The
sweet spot for performance/cost right now is the ~256GB drives. The ~512GB drives perform still better, but (except for the
Crucial M4 right now) they're still priced at a substantial premium, and the performance benefits drop off after 256GB-ish. The controllers are just optimized for that size this generation.
The biggest benefit in daily use from an SSD is the random access time improvements. Sequential reads and writes are what old spinning disks do best, so comparing sequential (peak) read/write speeds doesn't paint the full picture of performance.
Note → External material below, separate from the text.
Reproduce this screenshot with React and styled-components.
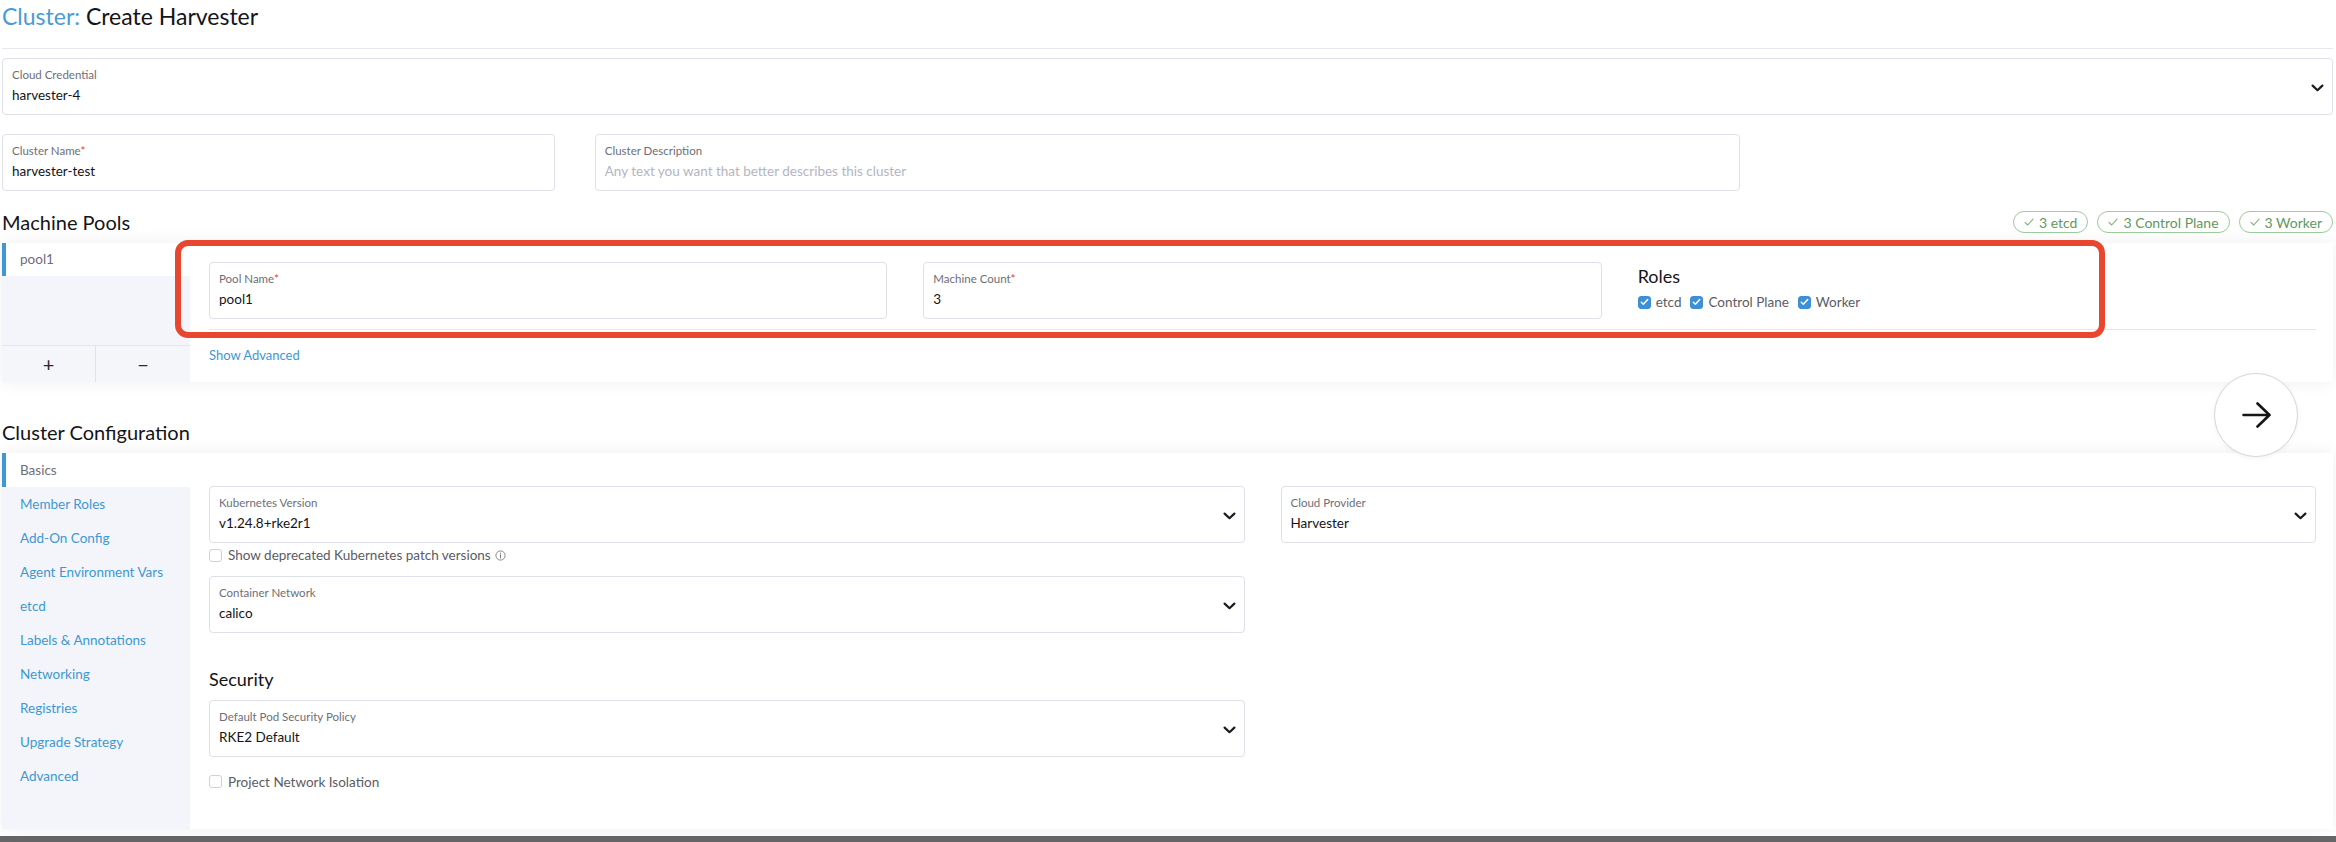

When a SSD helps is when the system is doing many dissimilar things on disk at once. Spinning disks spend most of their time seeking and waiting for the platter to come round. SSDs can access any "sector" on the disk equally in speed, in any order. That's the difference that matters most, and that's why the startup performance is the easiest to see. But all multitasking and disk intensive operations are dramatically improved as well.
Since jumping on the bandwagon, I can say firmly that I agree. An SSD is the single most important upgrade you can get for your computer. The benefits you'll see would almost certainly outweigh any other component you can improve.
But, yes, if you can afford it, go for a 240-256GB drive. If not, then a ~128 will do much better than the little single-channel 64s. The only way I'd use a 64GB drive anymore would be as a Smart Response cache.